I am training TFT model from Pytorch Forecasting. But the problem is I am facing memory issues. Memory usage is rising at every batch iteration until end of first epoch and then stay at that level. I tried with different batch sizes, model parameters and smaller datasets but nothing changed. I am training on CPU with Google colab with 51 GB of memory but it is crashing before than second epoch.

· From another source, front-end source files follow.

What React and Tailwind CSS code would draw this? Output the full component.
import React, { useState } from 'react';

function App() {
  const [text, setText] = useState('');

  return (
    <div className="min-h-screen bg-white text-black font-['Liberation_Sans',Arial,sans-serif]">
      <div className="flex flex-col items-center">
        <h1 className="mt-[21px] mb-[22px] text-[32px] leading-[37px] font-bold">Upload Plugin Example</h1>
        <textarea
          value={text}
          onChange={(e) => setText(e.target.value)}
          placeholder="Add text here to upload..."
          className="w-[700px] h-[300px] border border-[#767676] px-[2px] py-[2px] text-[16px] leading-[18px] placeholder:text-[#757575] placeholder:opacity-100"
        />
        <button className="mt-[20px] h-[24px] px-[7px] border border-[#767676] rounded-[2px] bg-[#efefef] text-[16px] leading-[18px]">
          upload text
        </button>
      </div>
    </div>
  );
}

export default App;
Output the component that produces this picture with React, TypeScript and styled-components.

Here is my config;
# Let's create a Dataset
training = TimeSeriesDataSet(
train,
time_idx="time_idx",
target="target",
group_ids=["group_id"],
max_encoder_length=120,
max_prediction_length=1,
static_categoricals=[],
time_varying_known_categoricals=time_category_columns,
time_varying_known_reals=["time_idx"],
time_varying_unknown_categoricals=[],
time_varying_unknown_reals=time_reals,
add_relative_time_idx=True,
add_target_scales=True,
add_encoder_length=True,
allow_missing_timesteps=True,
)
# create validation set (predict=True) which means to predict the last max_prediction_length points in time
# for each series
validation = TimeSeriesDataSet.from_dataset(training, train, predict=True, stop_randomization=True)
# create dataloaders for model
batch_size = 64 # set this between 32 to 128
train_dataloader = training.to_dataloader(train=True, batch_size=batch_size, num_workers=0)
val_dataloader = validation.to_dataloader(train=False, batch_size=batch_size * 10, num_workers=0)
early_stop_callback = EarlyStopping(monitor="train_loss", min_delta=1e-2, patience=PATIENCE, verbose=False, mode="min")
lr_logger = LearningRateMonitor() # log the learning rate
logger = TensorBoardLogger("lightning_logs") # logging results to a tensorboard
trainer = pl.Trainer(
max_epochs=MAX_EPOCHS,
enable_model_summary=True,
gradient_clip_val=0.25,
limit_train_batches=1.0
logger=logger,
accumulate_grad_batches=1,
)
tft = TemporalFusionTransformer.from_dataset(
training,
learning_rate=LEARNING_RATE,
lstm_layers=2,
hidden_size=64,
attention_head_size=4,
dropout=0.1,
hidden_continuous_size=64,
output_size=1,
loss=SMAPE(),
reduce_on_plateau_patience=4,
log_interval=-1
)
tft.to(DEVICE)
print(f"Number of parameters in network: {tft.size()/1e3:.1f}k")
Did anyone get same issue or have any idea for how can i solve this?